Die Idee war, dass der Tod jede Form annehmen kann. Die Inszenierung beginnt mit dem Ende eines Gottesdienstes – alle kommen aus dem Dom, und plötzlich offenbart sich der Tod. Diese Vielgestaltigkeit macht die Figur lebendig und überraschend.
Die Figur des Todes
Der Tod ist in dieser Fassung Gottes Sprachrohr. Wie erleben Sie diese theologische Verschiebung?
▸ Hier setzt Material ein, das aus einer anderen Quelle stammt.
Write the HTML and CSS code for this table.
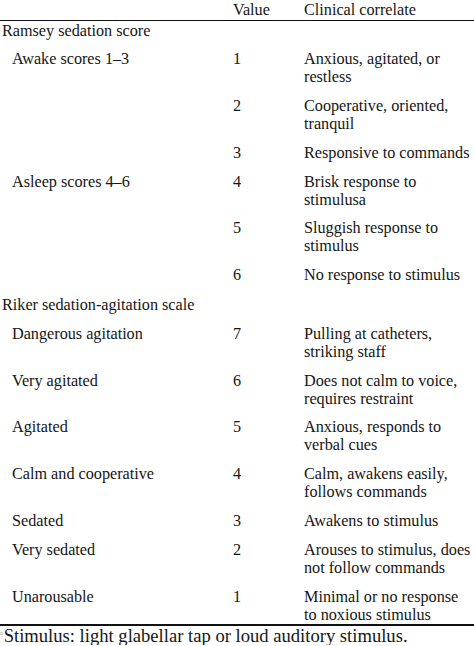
FILE: index.html
```html
<!DOCTYPE html>
<html>
<head>
<meta charset="utf-8">
<link rel="stylesheet" href="styles.css">
</head>
<body>
<div class="page">
<table class="scores">
  <colgroup>
    <col class="c-name">
    <col class="c-value">
    <col class="c-desc">
  </colgroup>
  <thead>
    <tr><th></th><th>Value</th><th>Clinical correlate</th></tr>
  </thead>
  <tbody>
    <tr class="section first"><td colspan="3">Ramsey sedation score</td></tr>
    <tr><td class="sub">Awake scores 1–3</td><td>1</td><td>Anxious, agitated, or<br>restless</td></tr>
    <tr><td></td><td>2</td><td>Cooperative, oriented,<br>tranquil</td></tr>
    <tr class="one"><td></td><td>3</td><td>Responsive to commands</td></tr>
    <tr><td class="sub">Asleep scores 4–6</td><td>4</td><td>Brisk response to<br>stimulusa</td></tr>
    <tr><td></td><td>5</td><td>Sluggish response to<br>stimulus</td></tr>
    <tr class="one"><td></td><td>6</td><td>No response to stimulus</td></tr>
    <tr class="section one"><td colspan="3">Riker sedation-agitation scale</td></tr>
    <tr><td class="sub">Dangerous agitation</td><td>7</td><td>Pulling at catheters,<br>striking staff</td></tr>
    <tr><td class="sub">Very agitated</td><td>6</td><td>Does not calm to voice,<br>requires restraint</td></tr>
    <tr><td class="sub">Agitated</td><td>5</td><td>Anxious, responds to<br>verbal cues</td></tr>
    <tr><td class="sub">Calm and cooperative</td><td>4</td><td>Calm, awakens easily,<br>follows commands</td></tr>
    <tr class="one"><td class="sub">Sedated</td><td>3</td><td>Awakens to stimulus</td></tr>
    <tr><td class="sub">Very sedated</td><td>2</td><td>Arouses to stimulus, does<br>not follow commands</td></tr>
    <tr class="last"><td class="sub">Unarousable</td><td>1</td><td>Minimal or no response<br>to noxious stimulus</td></tr>
  </tbody>
</table>
<p class="footnote"><sup class="mark">a</sup>Stimulus: light glabellar tap or loud auditory stimulus.</p>
</div>
</body>
</html>
```
FILE: styles.css
```css
html, body {
  margin: 0;
  padding: 0;
  background: #ffffff;
}
body {
  width: 474px;
  height: 646px;
  overflow: hidden;
  font-family: "Liberation Serif", "Times New Roman", serif;
  font-size: 16.2px;
  line-height: 18px;
  color: #161616;
}
.page {
  width: 474px;
  overflow: hidden;
}
.scores {
  width: 620px;
  table-layout: fixed;
  border-collapse: collapse;
  border-spacing: 0;
}
.c-name { width: 233px; }
.c-value { width: 71px; }
.c-desc { width: 316px; }
.scores th,
.scores td {
  padding: 5.3px 0;
  text-align: left;
  vertical-align: top;
  font-weight: normal;
  white-space: nowrap;
}
.scores tr.one td {
  padding-top: 5.8px;
  padding-bottom: 5.8px;
}
.scores thead th {
  padding: 1px 0;
  border-bottom: 1px solid #111;
}
.scores tr.section td {
  padding-left: 2px;
}
.scores tr.section.first td {
  padding-top: 1px;
  padding-bottom: 4.7px;
}
.scores td.sub {
  padding-left: 12px;
}
.scores tr.last td {
  padding-bottom: 0;
  border-bottom: 2px solid #111;
}
.footnote {
  margin: 0;
  font-size: 18.6px;
  line-height: 19px;
  white-space: nowrap;
}
.mark {
  font-size: 6px;
  line-height: 0;
  vertical-align: 7px;
  color: #888;
  margin-right: 1px;
}
```
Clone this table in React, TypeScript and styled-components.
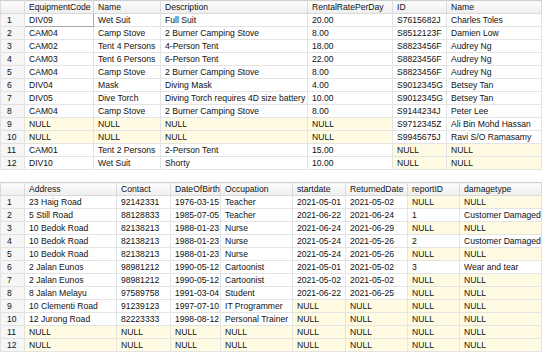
import styled, { createGlobalStyle } from "styled-components";

type Cell = string | null;

interface GridProps {
    columns: { title: string; width: number }[];
    rows: Cell[][];
    focusFirst?: boolean;
}

const GlobalStyle = createGlobalStyle`
  html, body {
    margin: 0;
    padding: 0;
    background: #ffffff;
  }
  body {
    font-family: "Liberation Sans", Arial, sans-serif;
    font-size: 8.6px;
    color: #111111;
  }
`;

const Page = styled.div`
  width: 543px;
  height: 353px;
  display: flex;
  flex-direction: column;
  gap: 12px;
  overflow: hidden;
`;

const Table = styled.table`
  border-collapse: collapse;
  table-layout: fixed;
  width: 541px;
  border-left: 1px solid #cfcfcf;
`;

const Row = styled.tr`
  height: 13px;
`;

const HeadCell = styled.th`
  height: 12px;
  padding: 0 0 0 4px;
  text-align: left;
  font-weight: normal;
  white-space: nowrap;
  overflow: hidden;
  background: linear-gradient(#fdfdfd, #eeeeee);
  border: 1px solid #dadada;
  border-top-color: #d0d0d0;
  line-height: 12px;
`;

const RowNumber = styled.td`
  height: 12px;
  padding: 0 0 0 6px;
  white-space: nowrap;
  background: #f6f6f6;
  border: 1px solid #e2e2e2;
  line-height: 12px;
`;

const DataCell = styled.td<{ $null?: boolean; $focus?: boolean }>`
  height: 12px;
  padding: 0 0 0 4px;
  white-space: nowrap;
  overflow: hidden;
  line-height: 12px;
  background: ${(p) => (p.$null ? "#fffbe3" : "#ffffff")};
  border: 1px solid ${(p) => (p.$focus ? "#a9a9a9" : "#e4e4e4")};
`;

function Grid({ columns, rows, focusFirst }: GridProps) {
    return (
        <Table>
            <colgroup>
                <col style={{ width: 24 }} />
                {columns.map((c, i) => (
                    <col key={i} style={{ width: c.width }} />
                ))}
            </colgroup>
            <thead>
                <Row>
                    <HeadCell />
                    {columns.map((c, i) => (
                        <HeadCell key={i}>{c.title}</HeadCell>
                    ))}
                </Row>
            </thead>
            <tbody>
                {rows.map((r, ri) => (
                    <Row key={ri}>
                        <RowNumber>{ri + 1}</RowNumber>
                        {r.map((v, ci) => (
                            <DataCell key={ci} $null={v === null} $focus={focusFirst && ri === 0 && ci === 0}>
                                {v === null ? "NULL" : v}
                            </DataCell>
                        ))}
                    </Row>
                ))}
            </tbody>
        </Table>
    );
}

const equipmentColumns = [
    { title: "EquipmentCode", width: 69 },
    { title: "Name", width: 67 },
    { title: "Description", width: 147 },
    { title: "RentalRatePerDay", width: 85 },
    { title: "ID", width: 54 },
    { title: "Name", width: 95 },
];

const equipmentRows: Cell[][] = [
    ["DIV09", "Wet Suit", "Full Suit", "20.00", "S7615682J", "Charles Toles"],
    ["CAM04", "Camp Stove", "2 Burner Camping Stove", "8.00", "S8512123F", "Damien Low"],
    ["CAM02", "Tent 4 Persons", "4-Person Tent", "18.00", "S8823456F", "Audrey Ng"],
    ["CAM03", "Tent 6 Persons", "6-Person Tent", "22.00", "S8823456F", "Audrey Ng"],
    ["CAM04", "Camp Stove", "2 Burner Camping Stove", "8.00", "S8823456F", "Audrey Ng"],
    ["DIV04", "Mask", "Diving Mask", "4.00", "S9012345G", "Betsey Tan"],
    ["DIV05", "Dive Torch", "Diving Torch requires 4D size battery", "10.00", "S9012345G", "Betsey Tan"],
    ["CAM04", "Camp Stove", "2 Burner Camping Stove", "8.00", "S9144234J", "Peter Lee"],
    [null, null, null, null, "S9712345Z", "Ali Bin Mohd Hassan"],
    [null, null, null, null, "S9945675J", "Ravi S/O Ramasamy"],
    ["CAM01", "Tent 2 Persons", "2-Person Tent", "15.00", null, null],
    ["DIV10", "Wet Suit", "Shorty", "10.00", null, null],
];

const customerColumns = [
    { title: "Address", width: 92 },
    { title: "Contact", width: 54 },
    { title: "DateOfBirth", width: 50 },
    { title: "Occupation", width: 72 },
    { title: "startdate", width: 53 },
    { title: "ReturnedDate", width: 62 },
    { title: "reportID", width: 52 },
    { title: "damagetype", width: 82 },
];

const customerRows: Cell[][] = [
    ["23 Haig Road", "92142331", "1976-03-15", "Teacher", "2021-05-01", "2021-05-02", null, null],
    ["5 Still Road", "88128833", "1985-07-05", "Teacher", "2021-06-22", "2021-06-24", "1", "Customer Damaged"],
    ["10 Bedok Road", "82138213", "1988-01-23", "Nurse", "2021-06-24", "2021-06-29", null, null],
    ["10 Bedok Road", "82138213", "1988-01-23", "Nurse", "2021-05-24", "2021-05-26", "2", "Customer Damaged"],
    ["10 Bedok Road", "82138213", "1988-01-23", "Nurse", "2021-05-24", "2021-05-26", null, null],
    ["2 Jalan Eunos", "98981212", "1990-05-12", "Cartoonist", "2021-05-01", "2021-05-02", "3", "Wear and tear"],
    ["2 Jalan Eunos", "98981212", "1990-05-12", "Cartoonist", "2021-05-02", "2021-05-02", null, null],
    ["8 Jalan Melayu", "97589758", "1991-03-04", "Student", "2021-06-22", "2021-06-25", null, null],
    ["10 Clementi Road", "91239123", "1997-07-10", "IT Programmer", null, null, null, null],
    ["12 Jurong Road", "82223333", "1998-08-12", "Personal Trainer", null, null, null, null],
    [null, null, null, null, null, null, null, null],
    [null, null, null, null, null, null, null, null],
];

export default function App() {
    return (
        <>
            <GlobalStyle />
            <Page>
                <Grid columns={equipmentColumns} rows={equipmentRows} focusFirst />
                <Grid columns={customerColumns} rows={customerRows} />
            </Page>
        </>
    );
}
Für mich ist das fast wie ein antiker Prolog. Die Figur des Todes übernimmt eine engelhafte Rolle, berichtet von einem Auftrag – ein Botenbericht. Das erlaubt eine gewisse Distanz und gleichzeitig Tiefe. Es geht um unsere Sterblichkeit, um die Frage: Ist es wirklich so schlimm, dass wir endlich sind?
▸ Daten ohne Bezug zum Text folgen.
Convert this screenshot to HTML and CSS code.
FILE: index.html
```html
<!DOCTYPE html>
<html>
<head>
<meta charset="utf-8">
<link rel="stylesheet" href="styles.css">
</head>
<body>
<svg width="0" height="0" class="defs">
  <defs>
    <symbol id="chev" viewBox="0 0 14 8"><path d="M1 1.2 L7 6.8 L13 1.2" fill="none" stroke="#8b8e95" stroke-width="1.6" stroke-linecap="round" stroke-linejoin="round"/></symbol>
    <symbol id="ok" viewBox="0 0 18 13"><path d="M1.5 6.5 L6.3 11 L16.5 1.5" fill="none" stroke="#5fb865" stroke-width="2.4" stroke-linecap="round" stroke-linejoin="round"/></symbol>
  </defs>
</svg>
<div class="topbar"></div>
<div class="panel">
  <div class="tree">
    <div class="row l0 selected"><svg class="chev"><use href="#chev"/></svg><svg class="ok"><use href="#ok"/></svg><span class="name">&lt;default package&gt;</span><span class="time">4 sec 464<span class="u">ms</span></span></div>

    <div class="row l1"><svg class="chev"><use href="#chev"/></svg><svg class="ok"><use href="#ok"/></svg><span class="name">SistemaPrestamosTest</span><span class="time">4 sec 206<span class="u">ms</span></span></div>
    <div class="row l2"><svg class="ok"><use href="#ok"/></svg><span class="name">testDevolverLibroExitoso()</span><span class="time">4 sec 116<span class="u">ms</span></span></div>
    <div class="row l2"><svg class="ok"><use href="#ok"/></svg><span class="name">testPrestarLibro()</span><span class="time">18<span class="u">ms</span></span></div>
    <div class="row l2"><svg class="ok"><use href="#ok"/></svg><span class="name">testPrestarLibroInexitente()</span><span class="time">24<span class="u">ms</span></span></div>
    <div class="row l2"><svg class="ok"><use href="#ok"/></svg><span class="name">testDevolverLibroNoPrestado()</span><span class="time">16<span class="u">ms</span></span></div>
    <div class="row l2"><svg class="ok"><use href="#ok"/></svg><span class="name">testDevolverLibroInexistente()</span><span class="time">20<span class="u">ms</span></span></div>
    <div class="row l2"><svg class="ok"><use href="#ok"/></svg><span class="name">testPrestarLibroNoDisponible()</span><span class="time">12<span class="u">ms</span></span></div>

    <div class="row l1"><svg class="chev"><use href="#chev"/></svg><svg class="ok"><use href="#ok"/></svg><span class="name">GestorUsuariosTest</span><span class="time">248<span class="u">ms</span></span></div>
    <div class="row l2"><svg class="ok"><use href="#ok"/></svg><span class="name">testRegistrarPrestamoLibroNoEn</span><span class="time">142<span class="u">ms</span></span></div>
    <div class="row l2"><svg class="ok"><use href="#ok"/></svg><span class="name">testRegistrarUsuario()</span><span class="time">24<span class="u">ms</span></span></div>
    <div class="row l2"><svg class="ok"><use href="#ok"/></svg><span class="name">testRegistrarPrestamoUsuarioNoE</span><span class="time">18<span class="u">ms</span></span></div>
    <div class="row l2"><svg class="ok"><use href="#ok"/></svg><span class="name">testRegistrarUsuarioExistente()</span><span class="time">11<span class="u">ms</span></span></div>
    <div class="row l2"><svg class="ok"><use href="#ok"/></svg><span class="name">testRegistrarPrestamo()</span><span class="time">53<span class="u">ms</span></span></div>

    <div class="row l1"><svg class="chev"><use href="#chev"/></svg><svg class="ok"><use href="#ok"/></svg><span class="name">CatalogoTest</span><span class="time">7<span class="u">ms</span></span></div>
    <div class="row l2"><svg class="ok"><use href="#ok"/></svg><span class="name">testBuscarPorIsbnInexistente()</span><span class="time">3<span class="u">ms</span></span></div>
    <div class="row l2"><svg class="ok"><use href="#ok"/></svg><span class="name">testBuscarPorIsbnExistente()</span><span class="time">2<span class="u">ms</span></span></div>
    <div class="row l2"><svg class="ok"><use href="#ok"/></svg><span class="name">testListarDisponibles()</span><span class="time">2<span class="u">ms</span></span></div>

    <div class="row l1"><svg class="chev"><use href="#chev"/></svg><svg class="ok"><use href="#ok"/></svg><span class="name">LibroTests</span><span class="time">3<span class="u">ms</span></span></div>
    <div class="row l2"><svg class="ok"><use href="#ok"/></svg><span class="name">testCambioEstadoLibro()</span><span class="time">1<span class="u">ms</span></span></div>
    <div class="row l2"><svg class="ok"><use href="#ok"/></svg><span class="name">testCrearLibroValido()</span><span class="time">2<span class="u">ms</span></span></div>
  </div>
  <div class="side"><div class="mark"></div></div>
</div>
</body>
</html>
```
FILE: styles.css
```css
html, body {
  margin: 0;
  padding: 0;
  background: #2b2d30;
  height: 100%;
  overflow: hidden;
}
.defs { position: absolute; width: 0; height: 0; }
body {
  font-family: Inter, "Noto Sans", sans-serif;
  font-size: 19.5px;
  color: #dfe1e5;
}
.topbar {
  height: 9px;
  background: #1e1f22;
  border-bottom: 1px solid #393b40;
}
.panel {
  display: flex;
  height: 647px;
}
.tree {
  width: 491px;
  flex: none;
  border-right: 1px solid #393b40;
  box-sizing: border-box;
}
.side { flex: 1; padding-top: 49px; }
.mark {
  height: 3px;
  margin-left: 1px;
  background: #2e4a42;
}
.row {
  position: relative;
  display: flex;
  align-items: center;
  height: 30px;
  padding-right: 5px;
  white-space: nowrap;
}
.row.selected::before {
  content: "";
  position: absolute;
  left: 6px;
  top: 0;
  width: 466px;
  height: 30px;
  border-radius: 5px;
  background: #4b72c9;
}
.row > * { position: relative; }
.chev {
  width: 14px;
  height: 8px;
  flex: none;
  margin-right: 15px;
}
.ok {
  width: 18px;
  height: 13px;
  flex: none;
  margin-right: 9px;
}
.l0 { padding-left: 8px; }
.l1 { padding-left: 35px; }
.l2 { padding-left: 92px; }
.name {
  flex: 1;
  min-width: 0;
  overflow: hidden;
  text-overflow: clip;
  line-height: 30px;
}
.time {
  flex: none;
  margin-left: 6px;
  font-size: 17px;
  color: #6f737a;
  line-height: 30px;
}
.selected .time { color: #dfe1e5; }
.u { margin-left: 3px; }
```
„War alls dir nur geliehen.“
Gibt es einen Satz aus dem Stück, der Ihnen besonders nahegeht?
„War alls dir nur geliehen.“ Das ist für mich fast der schönste Satz. Er bringt eine elementare Wahrheit über das Menschsein auf den Punkt: Nichts gehört uns wirklich. Wir sind vergänglich. Das Stück ist auch ein Stück über menschliche Hybris – über den Umgang mit Natur, Ressourcen, über die wachsende Kluft zwischen Arm und Reich.
Was bedeutet Ihnen das Theater als Ort der Begegnung?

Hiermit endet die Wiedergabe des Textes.